## TASK GOAL
Leave out the pictures, then reproduce the rest of the material exactly.
### GIVEN INFORMATION ###
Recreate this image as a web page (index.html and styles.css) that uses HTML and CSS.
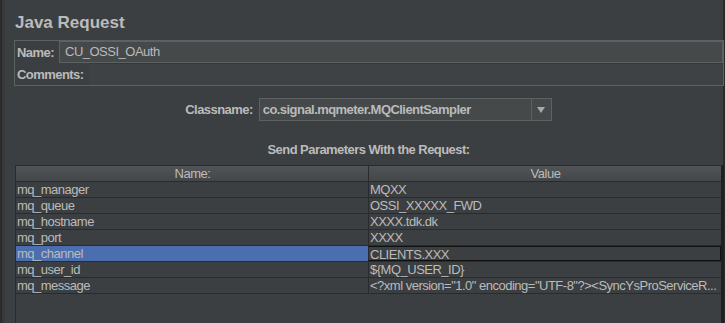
FILE: index.html
```html
<!DOCTYPE html>
<html lang="en">
<head>
    <meta charset="UTF-8">
    <title>Java Request</title>
    <link rel="stylesheet" href="styles.css">
</head>
<body>
    <div class="window">
        <h1 class="title">Java Request</h1>

        <div class="info-panel">
            <div class="info-row">
                <label>Name:</label>
                <div class="field">CU_OSSI_OAuth</div>
            </div>
            <div class="info-row">
                <label>Comments:</label>
                <div class="field field-flat"></div>
            </div>
        </div>

        <div class="center-block">
            <div class="classname">
                <label>Classname:</label>
                <div class="combo">
                    <span class="combo-text">co.signal.mqmeter.MQClientSampler</span>
                    <span class="combo-btn">
                        <svg width="8" height="6" viewBox="0 0 8 6"><path d="M0 0h8L4 6z" fill="#a9a9a9"/></svg>
                    </span>
                </div>
            </div>
            <h3 class="params-title">Send Parameters With the Request:</h3>
        </div>

        <div class="table">
            <div class="row head">
                <div class="cell">Name:</div>
                <div class="cell">Value</div>
            </div>
            <div class="row"><div class="cell">mq_manager</div><div class="cell">MQXX</div></div>
            <div class="row"><div class="cell">mq_queue</div><div class="cell">OSSI_XXXXX_FWD</div></div>
            <div class="row"><div class="cell">mq_hostname</div><div class="cell">XXXX.tdk.dk</div></div>
            <div class="row"><div class="cell">mq_port</div><div class="cell">XXXX</div></div>
            <div class="row selected"><div class="cell">mq_channel</div><div class="cell focus">CLIENTS.XXX</div></div>
            <div class="row"><div class="cell">mq_user_id</div><div class="cell">${MQ_USER_ID}</div></div>
            <div class="row"><div class="cell">mq_message</div><div class="cell">&lt;?xml version="1.0" encoding="UTF-8"?&gt;&lt;SyncYsProServiceR...</div></div>
        </div>
    </div>
</body>
</html>
```

FILE: styles.css
```css
* {
    margin: 0;
    padding: 0;
    box-sizing: border-box;
}

body {
    width: 725px;
    height: 323px;
    overflow: hidden;
    background: #2b2b2b;
    font-family: 'Liberation Sans', Arial, sans-serif;
    font-size: 13px;
    letter-spacing: -0.5px;
    color: #bbbbbb;
}

.window {
    height: 323px;
    margin: 0 2px;
    background: #3c3f41;
    border-left: 3px solid #37393b;
    padding-left: 9px;
    display: flex;
    flex-direction: column;
}

.title {
    font-size: 17px;
    font-weight: bold;
    letter-spacing: 0;
    color: #bbbbbb;
    padding: 13px 0 0 1px;
    height: 40px;
}

.info-panel {
    margin-right: -1px;
    border: 1px solid #5e6162;
    display: flex;
    flex-direction: column;
}

.info-row {
    display: flex;
    align-items: center;
    height: 22px;
}

.info-row label,
.classname label,
.combo-text,
.params-title {
    font-weight: bold;
    letter-spacing: -0.55px;
}

.info-row label {
    padding: 0 5px 0 2px;
}

.field {
    flex: 1;
    height: 22px;
    background: #45494a;
    border: 1px solid #5e6162;
    line-height: 20px;
    padding-left: 5px;
}

.field-flat {
    background: #3f4244;
    border: none;
    border-top: 1px solid #36393a;
}

.center-block {
    display: flex;
    flex-direction: column;
    align-items: center;
}

.classname {
    display: flex;
    align-items: center;
    gap: 6px;
    margin-top: 12px;
}

.combo {
    display: flex;
    width: 293px;
    height: 23px;
    background: #45494a;
    border: 1px solid #5e6162;
}

.combo-text {
    flex: 1;
    line-height: 21px;
    padding-left: 3px;
    white-space: nowrap;
}

.combo-btn {
    width: 20px;
    border-left: 1px solid #5e6162;
    display: flex;
    align-items: center;
    justify-content: center;
}

.params-title {
    margin-top: 22px;
    font-size: 13px;
    line-height: 14px;
}

.table {
    flex: 1;
    margin: 8px -1px 0 1px;
    border-left: 1px solid #2b2b2b;
    border-right: 3px solid #1f2021;
    border-top: 1px solid #2b2b2b;
}

.row {
    display: flex;
    height: 16px;
    border-bottom: 1px solid #2b2b2b;
    line-height: 15px;
}

.cell {
    flex: 0 0 352px;
    padding-left: 1px;
    white-space: nowrap;
    overflow: hidden;
    text-overflow: ellipsis;
}

.cell + .cell {
    flex: 1;
    border-left: 1px solid #2b2b2b;
}

.head {
    background: linear-gradient(#505456, #43474a);
}

.head .cell {
    text-align: center;
}

.selected .cell:first-child {
    background: #4b6eaf;
}

.focus {
    border: 1px solid #111111;
}
```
###
## COMPLETE ANSWER
Recreate this image as a web page (index.html and styles.css) that uses HTML and CSS.
FILE: index.html
```html
<!DOCTYPE html>
<html lang="en">
<head>
    <meta charset="UTF-8">
    <title>Java Request</title>
    <link rel="stylesheet" href="styles.css">
</head>
<body>
    <div class="window">
        <h1 class="title">Java Request</h1>

        <div class="info-panel">
            <div class="info-row">
                <label>Name:</label>
                <div class="field">CU_OSSI_OAuth</div>
            </div>
            <div class="info-row">
                <label>Comments:</label>
                <div class="field field-flat"></div>
            </div>
        </div>

        <div class="center-block">
            <div class="classname">
                <label>Classname:</label>
                <div class="combo">
                    <span class="combo-text">co.signal.mqmeter.MQClientSampler</span>
                    <span class="combo-btn">
                        <svg width="8" height="6" viewBox="0 0 8 6"><path d="M0 0h8L4 6z" fill="#a9a9a9"/></svg>
                    </span>
                </div>
            </div>
            <h3 class="params-title">Send Parameters With the Request:</h3>
        </div>

        <div class="table">
            <div class="row head">
                <div class="cell">Name:</div>
                <div class="cell">Value</div>
            </div>
            <div class="row"><div class="cell">mq_manager</div><div class="cell">MQXX</div></div>
            <div class="row"><div class="cell">mq_queue</div><div class="cell">OSSI_XXXXX_FWD</div></div>
            <div class="row"><div class="cell">mq_hostname</div><div class="cell">XXXX.tdk.dk</div></div>
            <div class="row"><div class="cell">mq_port</div><div class="cell">XXXX</div></div>
            <div class="row selected"><div class="cell">mq_channel</div><div class="cell focus">CLIENTS.XXX</div></div>
            <div class="row"><div class="cell">mq_user_id</div><div class="cell">${MQ_USER_ID}</div></div>
            <div class="row"><div class="cell">mq_message</div><div class="cell">&lt;?xml version="1.0" encoding="UTF-8"?&gt;&lt;SyncYsProServiceR...</div></div>
        </div>
    </div>
</body>
</html>
```

FILE: styles.css
```css
* {
    margin: 0;
    padding: 0;
    box-sizing: border-box;
}

body {
    width: 725px;
    height: 323px;
    overflow: hidden;
    background: #2b2b2b;
    font-family: 'Liberation Sans', Arial, sans-serif;
    font-size: 13px;
    letter-spacing: -0.5px;
    color: #bbbbbb;
}

.window {
    height: 323px;
    margin: 0 2px;
    background: #3c3f41;
    border-left: 3px solid #37393b;
    padding-left: 9px;
    display: flex;
    flex-direction: column;
}

.title {
    font-size: 17px;
    font-weight: bold;
    letter-spacing: 0;
    color: #bbbbbb;
    padding: 13px 0 0 1px;
    height: 40px;
}

.info-panel {
    margin-right: -1px;
    border: 1px solid #5e6162;
    display: flex;
    flex-direction: column;
}

.info-row {
    display: flex;
    align-items: center;
    height: 22px;
}

.info-row label,
.classname label,
.combo-text,
.params-title {
    font-weight: bold;
    letter-spacing: -0.55px;
}

.info-row label {
    padding: 0 5px 0 2px;
}

.field {
    flex: 1;
    height: 22px;
    background: #45494a;
    border: 1px solid #5e6162;
    line-height: 20px;
    padding-left: 5px;
}

.field-flat {
    background: #3f4244;
    border: none;
    border-top: 1px solid #36393a;
}

.center-block {
    display: flex;
    flex-direction: column;
    align-items: center;
}

.classname {
    display: flex;
    align-items: center;
    gap: 6px;
    margin-top: 12px;
}

.combo {
    display: flex;
    width: 293px;
    height: 23px;
    background: #45494a;
    border: 1px solid #5e6162;
}

.combo-text {
    flex: 1;
    line-height: 21px;
    padding-left: 3px;
    white-space: nowrap;
}

.combo-btn {
    width: 20px;
    border-left: 1px solid #5e6162;
    display: flex;
    align-items: center;
    justify-content: center;
}

.params-title {
    margin-top: 22px;
    font-size: 13px;
    line-height: 14px;
}

.table {
    flex: 1;
    margin: 8px -1px 0 1px;
    border-left: 1px solid #2b2b2b;
    border-right: 3px solid #1f2021;
    border-top: 1px solid #2b2b2b;
}

.row {
    display: flex;
    height: 16px;
    border-bottom: 1px solid #2b2b2b;
    line-height: 15px;
}

.cell {
    flex: 0 0 352px;
    padding-left: 1px;
    white-space: nowrap;
    overflow: hidden;
    text-overflow: ellipsis;
}

.cell + .cell {
    flex: 1;
    border-left: 1px solid #2b2b2b;
}

.head {
    background: linear-gradient(#505456, #43474a);
}

.head .cell {
    text-align: center;
}

.selected .cell:first-child {
    background: #4b6eaf;
}

.focus {
    border: 1px solid #111111;
}
```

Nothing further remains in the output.